At least I think it does. I have to be honest, I never think about what Stew means in his songs. I’m so entranced by the wordplay and the unearthly hook-heaven of the music that I never have the concentration to really ponder them, although I do think the whole thing is worth the price of admission just for the otherworldly lyric cleverness of:

   Tell me again what constitutes good hair
   And tell me how the guns and bums
   Unbraided your deep dread of reason in Comikbuchland

“Unbraided your deep dread of reason”? C’mon. I would kill to have written that. Now that is some seriously funky metaphorical double-meaning shit right there. THAT…is not for beginners.

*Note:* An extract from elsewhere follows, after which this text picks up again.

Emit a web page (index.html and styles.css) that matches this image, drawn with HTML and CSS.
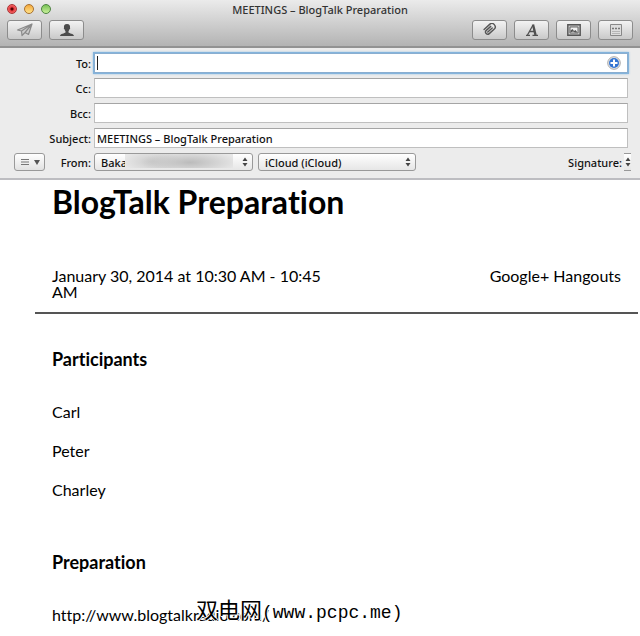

I keep coming back to The Beatles but, once again, that’s exactly the same way I feel about them. I have no idea what the hell they’re talking about and I don’t really care at all. I DO know this. The Beatles were brilliant lyricists and so is Stew. I’m not gonna lie to you, and let me get this out of the way right here at the top of this article, he is flat-out unquestionably no doubt in my mind whatsoever the finest songwriter working today. He is so far and above my favorite that I can’t even think of anyone working in the same stratosphere as him, at least not off the top of my head. The six albums I’m going to talk about here are some of the best albums anyone’s made over the past decade. Ever since Joys and Concerns, whenever Stew released an album, as far as I was concerned it was hands down the best album of that year.

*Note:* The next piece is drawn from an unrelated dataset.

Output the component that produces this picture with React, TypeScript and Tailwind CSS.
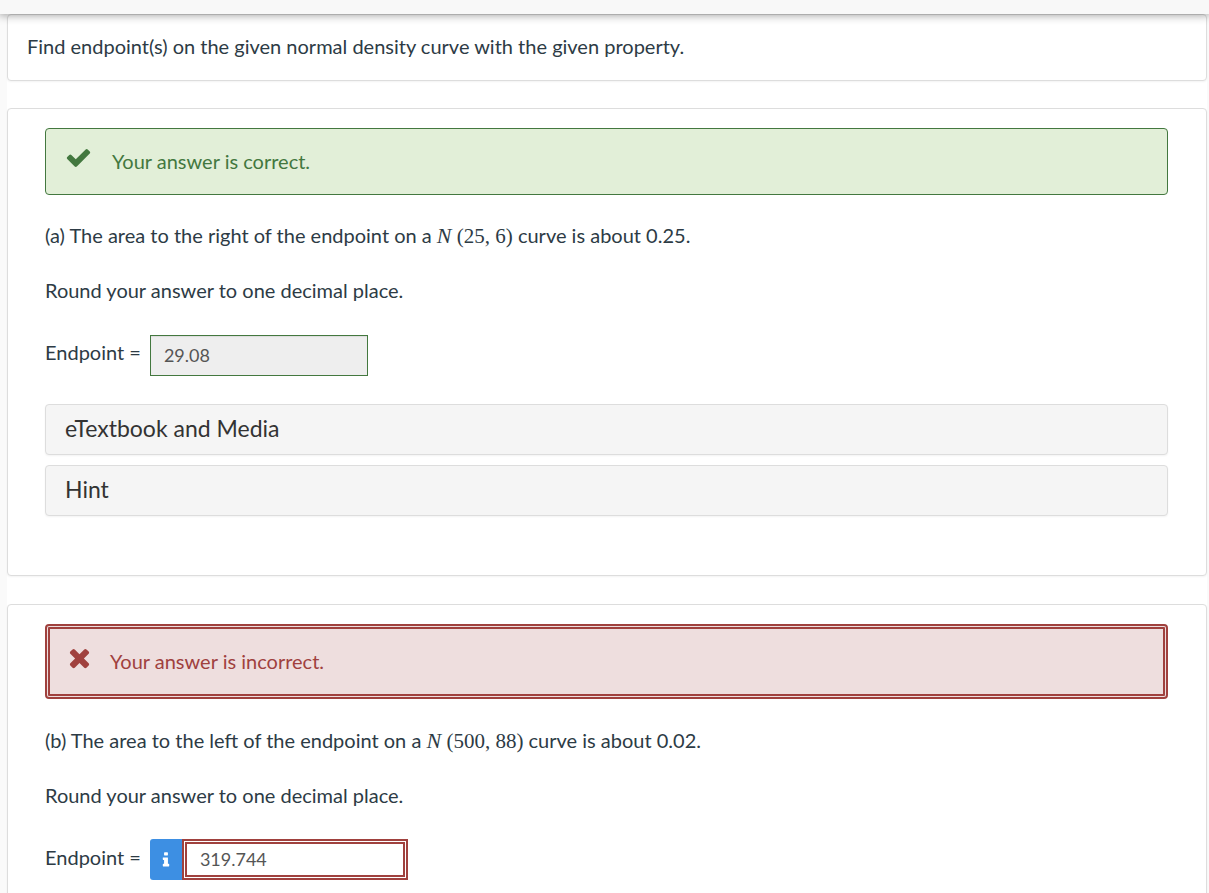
import type { ReactNode } from 'react';

const icons = {
    check: 'M1671 566q0 40-28 68l-724 724-136 136q-28 28-68 28t-68-28l-136-136-362-362q-28-28-28-68t28-68l136-136q28-28 68-28t68 28l294 295 656-657q28-28 68-28t68 28l136 136q28 28 28 68z',
    times: 'M1490 1322q0 40-28 68l-136 136q-28 28-68 28t-68-28l-294-294-294 294q-28 28-68 28t-68-28l-136-136q-28-28-28-68t28-68l294-294-294-294q-28-28-28-68t28-68l136-136q28-28 68-28t68 28l294 294 294-294q28-28 68-28t68 28l136 136q28 28 28 68t-28 68l-294 294 294 294q28 28 28 68z',
    info: 'M1216 1344v128q0 26-19 45t-45 19h-512q-26 0-45-19t-19-45v-128q0-26 19-45t45-19h64v-384h-64q-26 0-45-19t-19-45v-128q0-26 19-45t45-19h384q26 0 45 19t19 45v576h64q26 0 45 19t19 45zm-128-1152v192q0 26-19 45t-45 19h-256q-26 0-45-19t-19-45v-192q0-26 19-45t45-19h256q26 0 45 19t19 45z',
};

function Icon({ name, className }: { name: keyof typeof icons; className: string }) {
    return (
        <svg viewBox="0 0 1792 1792" fill="currentColor" aria-hidden="true" className={className}>
            <path d={icons[name]} />
        </svg>
    );
}

function Card({ children, className }: { children: ReactNode; className: string }) {
    return (
        <section className={`rounded-[4px] border border-[#dddddd] bg-white shadow-xs ${className}`}>
            {children}
        </section>
    );
}

function Normal({ mean, sd }: { mean: number; sd: number }) {
    return (
        <span className="font-['Liberation_Serif',serif] text-[21px] leading-none">
            <i className="text-[22px]">N</i> ({mean}, {sd})
        </span>
    );
}

function Panel({ title }: { title: string }) {
    return (
        <button className="rounded-[4px] border border-[#dddddd] bg-[#f5f5f5] px-[19px] pt-[9px] pb-[12px] text-left shadow-xs">
            {title}
        </button>
    );
}

export default function App() {
    return (
        <div className="h-screen overflow-hidden bg-[#fafafa] font-['Lato',sans-serif] text-[20px] leading-[28px] text-[#2d3b45]">
            <div className="relative h-[14px] bg-[#f8f8f8] shadow-[0_0_10px_1px_rgba(0,0,0,0.4)]"></div>
            <main className="ml-[7px] mr-[2px] flex flex-col gap-[27px] bg-white">
                <Card className="px-[19px] pt-[17px] pb-[20px]">
                    <p>Find endpoint(s) on the given normal density curve with the given property.</p>
                </Card>

                {/* Part a */}
                <Card className="pt-[19px] pr-[38px] pb-[59px] pl-[37px]">
                    <div role="status" className="flex h-[67px] items-center rounded-[4px] border border-[#43783f] bg-[#e2efd8] pb-[2px] pl-[19px] text-[#43783f]">
                        <Icon name="check" className="mr-[20px] mb-[6px] size-[27px]" />
                        <span>Your answer is correct.</span>
                    </div>
                    <p className="mt-[26px]">
                        (a) The area to the right of the endpoint on a <Normal mean={25} sd={6} /> curve is about 0.25.
                    </p>
                    <p className="mt-[27px]">Round your answer to one decimal place.</p>
                    <div className="mt-[31px] flex items-start">
                        <label htmlFor="endpoint-a" className="mt-[3px] mr-[9px]">Endpoint =</label>
                        <input id="endpoint-a" readOnly value="29.08" className="h-[41px] w-[218px] border border-[#43783f] bg-[#eeeeee] px-[13px] pb-[2px] text-[18px] text-[#555555] shadow-[inset_0_1px_1px_rgba(0,0,0,0.075)]" />
                    </div>
                    <div className="mt-[28px] flex flex-col gap-[10px] text-[23px] text-[#333333]">
                        <Panel title="eTextbook and Media" />
                        <Panel title="Hint" />
                    </div>
                </Card>

                {/* Part b */}
                <Card className="mt-[1px] pt-[19px] pr-[38px] pb-[59px] pl-[37px]">
                    <div role="status" className="flex h-[75px] items-center rounded-[4px] border-[5px] border-double border-[#a0413e] bg-[#eedede] pb-[2px] pl-[15px] text-[#a0413e]">
                        <Icon name="times" className="mr-[16px] mb-[6px] size-[29px]" />
                        <span>Your answer is incorrect.</span>
                    </div>
                    <p className="mt-[27px]">
                        (b) The area to the left of the endpoint on a <Normal mean={500} sd={88} /> curve is about 0.02.
                    </p>
                    <p className="mt-[27px]">Round your answer to one decimal place.</p>
                    <div className="mt-[30px] flex items-start">
                        <label htmlFor="endpoint-b" className="mt-[4px] mr-[9px]">Endpoint =</label>
                        <button aria-label="More information" className="flex h-[41px] w-[32px] items-center justify-center rounded-l-[3px] bg-[#3d8fe3] text-white">
                            <Icon name="info" className="size-[18px]" />
                        </button>
                        <input id="endpoint-b" defaultValue="319.744" className="h-[41px] w-[226px] border-[5px] border-double border-[#a0413e] bg-white px-[13px] pb-[2px] text-[18px] text-[#555555]" />
                    </div>
                </Card>
            </main>
        </div>
    );
}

Yeah, I’d say he’s a fan. Everybody should be.

6 thoughts on “Song of the Day #53: ‘Comikbuchland’ – The Negro Problem

  1. Amy says:

    Adam Duritz is a wonderful songwriter, passionate singer and fabulous blogger. That said, I once read one of his overwhelmingly enthusiastic blogs about a Mandy Moore cover album and felt the need to buy it immediately. I listened to it a few times, while reading his blog, determined to see in it what was making him so excited. I don’t know if I still own that album, but, if so, I haven’t listened to it since that time. Another blog entry he wrote that I absolutely adore was on the film In the Land of Women. He writes of his attempts to complete watching this film that had grabbed him so completely in the first hour he was able to watch on an airplane. Needless to say, as much as I enjoyed reading the thousands of words he devoted to writing about the film, I haven’t rushed out to rent it.

    Which is not to say that Stew is not a great artist, or that this isn’t a good song. It’s just to say that your critique is more meaningful to me than that of Adam Duritz. 🙂
    And I do like this song, as I’m listening to it now and noticing the new clever way you’ve decided to market the blog. And I can vouch for how difficult it is to find since I went on the quest a couple of years ago when you had this album on a “wish list.” I wonder why it hasn’t gotten more mainstream attention. I, for one, would like to hear more.

  2. Clay says:

    I guess those breathless testimonials hold more weight when you actually agree with them. 🙂

    I can say in this case that I think he’s spot-on in his praise. Not sure what I’d think of Mandy Moore or In the Land of Women.

  3. Dana says:

    I enjoyed one of the Stew albums you gave me at some point, although it didn’t quite hook me in the way other artists have. One impression I had of him was that his lyrics, at least on that album, were, at times, too literal. It seemed like stuff that would work well in a musical on Broadway, so it seems natrual that he would venture into that sphere.

    This song is, to quote the current Democratic nominee, “likeable enough.” It ain’t no Penny Lane (though I can see why it draws some lineage from it) And Stew, at least from what I can tell, ain’t no Beatles, John Lennon, Elvis Costello, etc.. Still, I can see why there is enough there to draw the interest of you and Durwitz. It kinda reminds me of my passion long ago for Don Dixon, who wrote some incredible pop songs and produced artists like REM. I remember listening to his album “Most of the Girls Like to Dance (But Only Some of the Boys Do) with the standout song “Renaissance Eyes” and being completely perplexed why the entire world did not know this man’s work as much as they knew the work he produced. That album has long since been out of print, though I recently noticed a “Greatest Hits” at Borders (which I found ironic of course).

    So, keep supporting Stew, Clay, and keep shamelessly marketing this blog, so that our brilliant insights can be googled and found all over the world:)

  4. Clay says:

    I’ll have to check out Don Dixon. I know the name but I’m not sure I’ve heard any of his music.

    Not sure what you mean by “too literal.” One of the things I love about Stew is that his lyrics are Costello-esque in the way he twists words around and turns cliches on their head.

    Besides, why is literal a bad thing? “That’s right, you’re not from Texas” “You can have my girl, but don’t touch my hat” “Find me two Italians in the world more tight-assed than the ones we got” … I love literal!

  5. Dana says:

    Perhaps literal was the wrong word. It is whatever describes a Broadway-ish type narrative. Also, there is a certain arrogence or elitism that came across to me, but again, I probably have to listen to more.

    And I have a feeling that if he were truly aspiring for commercial success, he might have rethought the name of his band:)

  6. Matth Jenks says:

    Stew aspires to greatness, not commercial success. It was the ballsy band name that first got me listening.